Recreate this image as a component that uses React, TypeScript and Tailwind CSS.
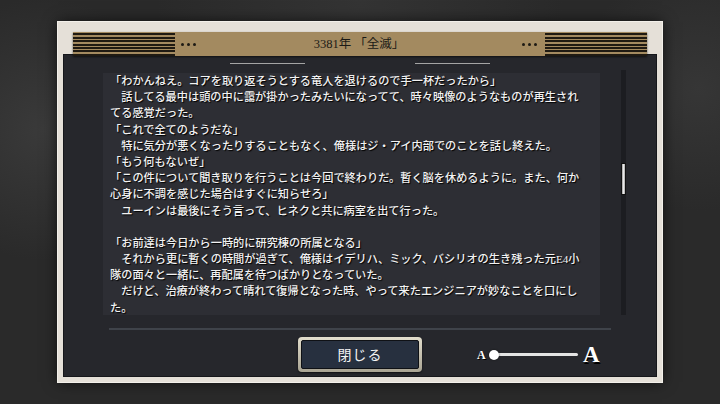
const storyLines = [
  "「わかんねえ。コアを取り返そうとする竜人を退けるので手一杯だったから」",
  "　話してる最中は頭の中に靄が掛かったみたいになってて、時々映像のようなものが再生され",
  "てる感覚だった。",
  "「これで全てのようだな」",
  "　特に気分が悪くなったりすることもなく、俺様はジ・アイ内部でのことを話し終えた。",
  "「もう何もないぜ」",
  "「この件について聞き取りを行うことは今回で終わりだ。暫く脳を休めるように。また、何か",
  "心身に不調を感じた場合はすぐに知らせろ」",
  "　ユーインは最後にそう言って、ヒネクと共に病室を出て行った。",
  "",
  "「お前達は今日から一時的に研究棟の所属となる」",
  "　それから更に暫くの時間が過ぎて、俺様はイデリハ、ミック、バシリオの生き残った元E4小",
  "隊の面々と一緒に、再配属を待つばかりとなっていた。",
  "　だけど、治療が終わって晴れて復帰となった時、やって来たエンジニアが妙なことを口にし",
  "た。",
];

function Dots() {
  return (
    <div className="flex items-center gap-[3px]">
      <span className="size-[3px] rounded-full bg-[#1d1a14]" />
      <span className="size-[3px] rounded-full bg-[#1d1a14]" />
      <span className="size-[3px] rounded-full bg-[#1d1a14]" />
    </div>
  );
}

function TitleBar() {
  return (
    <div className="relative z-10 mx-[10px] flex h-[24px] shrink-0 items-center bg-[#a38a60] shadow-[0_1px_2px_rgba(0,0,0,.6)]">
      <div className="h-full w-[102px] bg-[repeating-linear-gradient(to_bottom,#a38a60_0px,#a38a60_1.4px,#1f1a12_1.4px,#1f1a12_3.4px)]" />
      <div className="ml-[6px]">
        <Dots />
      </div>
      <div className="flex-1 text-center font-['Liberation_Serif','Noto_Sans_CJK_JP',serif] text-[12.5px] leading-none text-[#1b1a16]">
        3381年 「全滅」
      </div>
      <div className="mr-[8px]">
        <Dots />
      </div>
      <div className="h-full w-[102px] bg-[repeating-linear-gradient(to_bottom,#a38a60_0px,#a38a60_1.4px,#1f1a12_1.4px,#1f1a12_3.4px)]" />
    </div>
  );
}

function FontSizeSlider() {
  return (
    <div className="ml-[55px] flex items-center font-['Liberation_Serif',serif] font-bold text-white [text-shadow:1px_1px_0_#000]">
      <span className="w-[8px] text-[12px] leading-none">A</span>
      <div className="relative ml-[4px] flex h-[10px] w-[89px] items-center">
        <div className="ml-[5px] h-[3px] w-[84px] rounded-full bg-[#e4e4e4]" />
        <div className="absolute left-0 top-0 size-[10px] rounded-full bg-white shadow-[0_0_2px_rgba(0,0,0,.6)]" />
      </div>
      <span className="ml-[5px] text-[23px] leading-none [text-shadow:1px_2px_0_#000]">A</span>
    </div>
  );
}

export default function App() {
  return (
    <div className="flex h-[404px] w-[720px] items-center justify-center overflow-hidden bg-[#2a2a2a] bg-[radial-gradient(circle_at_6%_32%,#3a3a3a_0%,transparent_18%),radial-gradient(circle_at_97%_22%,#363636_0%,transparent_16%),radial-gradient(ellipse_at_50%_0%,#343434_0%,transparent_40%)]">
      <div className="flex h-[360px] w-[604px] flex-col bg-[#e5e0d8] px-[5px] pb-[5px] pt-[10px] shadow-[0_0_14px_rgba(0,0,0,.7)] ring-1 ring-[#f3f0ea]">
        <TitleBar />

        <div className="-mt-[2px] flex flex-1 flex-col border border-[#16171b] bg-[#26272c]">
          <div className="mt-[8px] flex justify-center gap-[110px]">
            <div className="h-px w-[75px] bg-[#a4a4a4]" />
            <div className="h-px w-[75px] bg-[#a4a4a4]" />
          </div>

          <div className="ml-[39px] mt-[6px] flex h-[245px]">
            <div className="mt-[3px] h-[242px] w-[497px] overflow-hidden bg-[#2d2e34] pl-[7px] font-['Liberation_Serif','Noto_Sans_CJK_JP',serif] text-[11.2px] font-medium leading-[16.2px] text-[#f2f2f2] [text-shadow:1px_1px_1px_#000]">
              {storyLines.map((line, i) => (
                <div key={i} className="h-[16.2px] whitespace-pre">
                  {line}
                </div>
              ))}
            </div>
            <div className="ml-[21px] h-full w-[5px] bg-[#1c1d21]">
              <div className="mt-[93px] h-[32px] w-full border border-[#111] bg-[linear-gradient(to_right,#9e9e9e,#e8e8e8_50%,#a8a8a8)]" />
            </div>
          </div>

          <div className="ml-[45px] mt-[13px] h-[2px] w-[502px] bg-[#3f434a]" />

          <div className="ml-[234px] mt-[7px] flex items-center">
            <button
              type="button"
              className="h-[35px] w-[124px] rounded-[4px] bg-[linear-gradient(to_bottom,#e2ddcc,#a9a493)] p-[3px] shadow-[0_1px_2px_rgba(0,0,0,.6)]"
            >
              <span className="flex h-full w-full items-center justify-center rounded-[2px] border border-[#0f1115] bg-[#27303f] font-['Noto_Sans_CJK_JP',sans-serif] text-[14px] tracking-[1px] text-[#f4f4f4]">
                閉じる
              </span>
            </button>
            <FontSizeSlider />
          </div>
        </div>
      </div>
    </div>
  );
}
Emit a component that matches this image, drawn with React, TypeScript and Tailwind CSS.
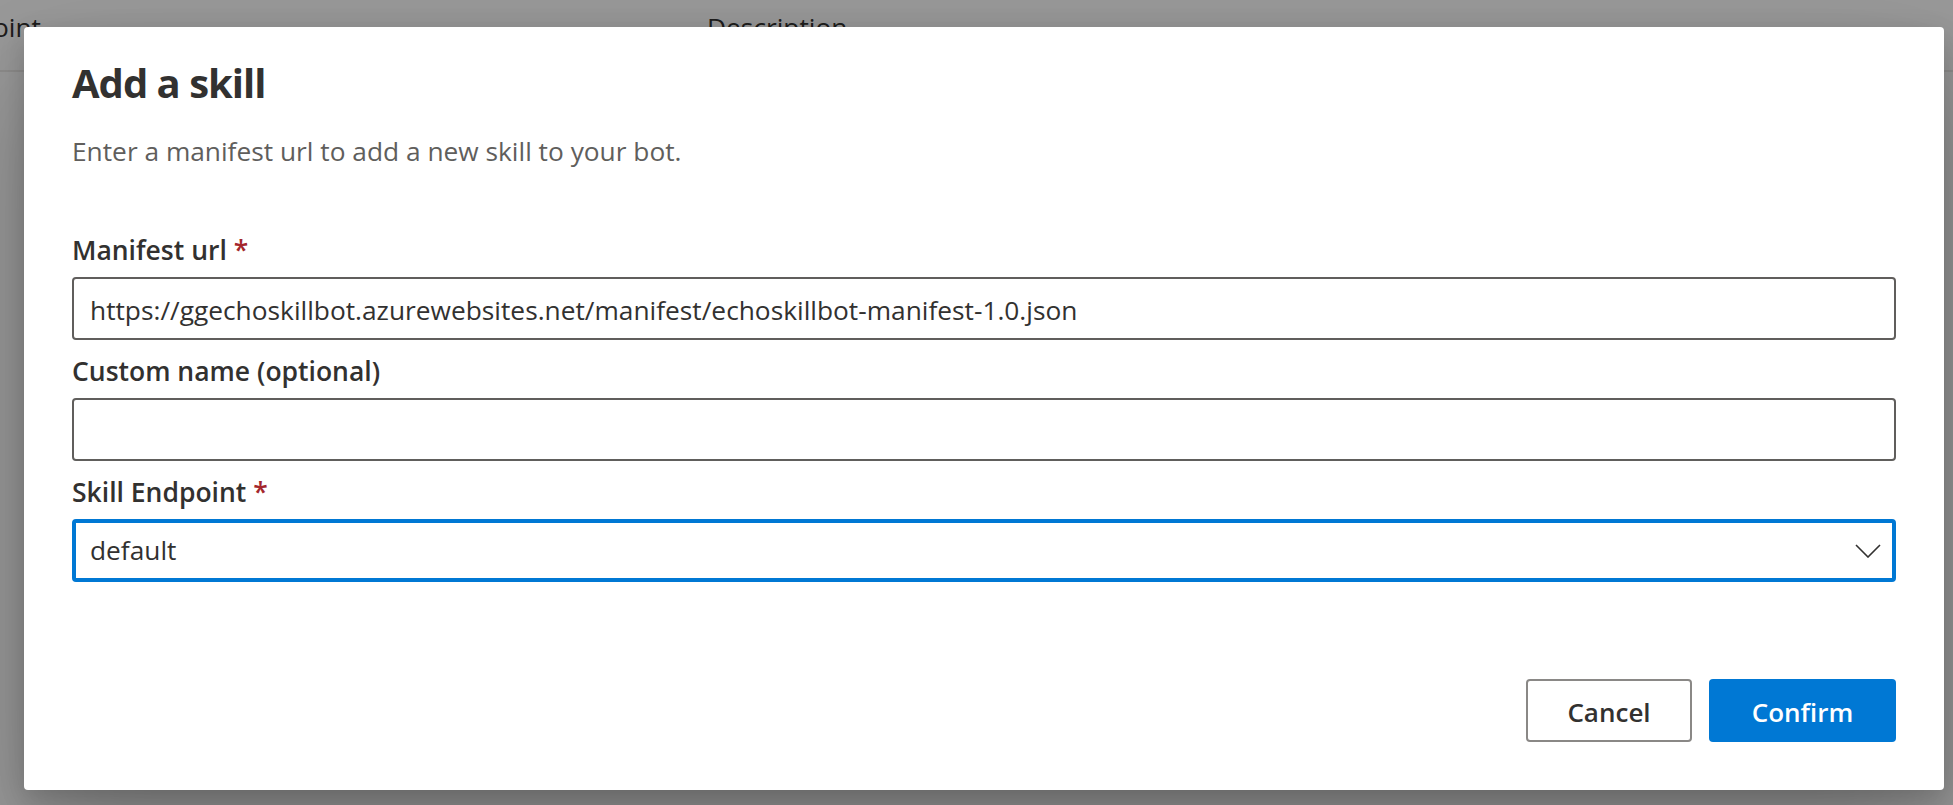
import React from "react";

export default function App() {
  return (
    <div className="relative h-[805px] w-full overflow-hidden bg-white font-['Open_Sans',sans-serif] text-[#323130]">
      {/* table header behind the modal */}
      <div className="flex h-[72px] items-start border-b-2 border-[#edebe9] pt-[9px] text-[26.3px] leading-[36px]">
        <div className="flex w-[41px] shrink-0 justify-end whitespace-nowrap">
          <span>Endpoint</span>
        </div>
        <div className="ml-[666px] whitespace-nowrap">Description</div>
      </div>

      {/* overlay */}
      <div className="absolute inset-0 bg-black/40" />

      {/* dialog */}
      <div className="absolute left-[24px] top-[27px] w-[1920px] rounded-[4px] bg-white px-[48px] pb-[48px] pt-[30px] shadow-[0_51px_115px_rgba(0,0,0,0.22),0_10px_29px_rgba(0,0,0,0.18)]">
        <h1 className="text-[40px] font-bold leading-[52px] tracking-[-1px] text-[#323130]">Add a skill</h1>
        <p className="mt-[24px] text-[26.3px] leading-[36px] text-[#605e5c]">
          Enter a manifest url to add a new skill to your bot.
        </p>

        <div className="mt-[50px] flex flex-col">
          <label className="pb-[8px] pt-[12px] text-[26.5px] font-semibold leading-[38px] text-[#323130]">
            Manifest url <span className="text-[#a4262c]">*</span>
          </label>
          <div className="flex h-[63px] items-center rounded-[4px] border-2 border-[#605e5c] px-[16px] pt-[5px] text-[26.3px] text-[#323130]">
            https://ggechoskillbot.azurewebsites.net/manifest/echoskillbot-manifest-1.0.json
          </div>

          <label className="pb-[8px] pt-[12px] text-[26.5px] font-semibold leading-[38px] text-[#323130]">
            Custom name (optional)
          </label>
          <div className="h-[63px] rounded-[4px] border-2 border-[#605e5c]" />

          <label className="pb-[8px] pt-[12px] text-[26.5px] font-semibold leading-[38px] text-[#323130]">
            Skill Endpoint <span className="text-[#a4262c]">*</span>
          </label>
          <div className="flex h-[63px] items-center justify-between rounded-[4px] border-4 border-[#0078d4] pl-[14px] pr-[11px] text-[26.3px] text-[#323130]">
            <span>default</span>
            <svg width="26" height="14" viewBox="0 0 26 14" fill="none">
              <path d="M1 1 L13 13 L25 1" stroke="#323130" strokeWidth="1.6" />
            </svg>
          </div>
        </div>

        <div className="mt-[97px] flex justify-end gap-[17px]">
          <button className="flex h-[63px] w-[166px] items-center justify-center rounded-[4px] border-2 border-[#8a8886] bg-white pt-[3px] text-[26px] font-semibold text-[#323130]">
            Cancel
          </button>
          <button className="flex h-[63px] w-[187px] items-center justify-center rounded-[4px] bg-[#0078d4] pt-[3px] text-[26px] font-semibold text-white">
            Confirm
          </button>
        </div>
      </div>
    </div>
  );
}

§

Any pictures should be left out. Reproduce every line from the one holding "Emit a component" down to the one holding "import React from", both of those lines included.

Emit a component that matches this image, drawn with React, TypeScript and Tailwind CSS.
import React from "react";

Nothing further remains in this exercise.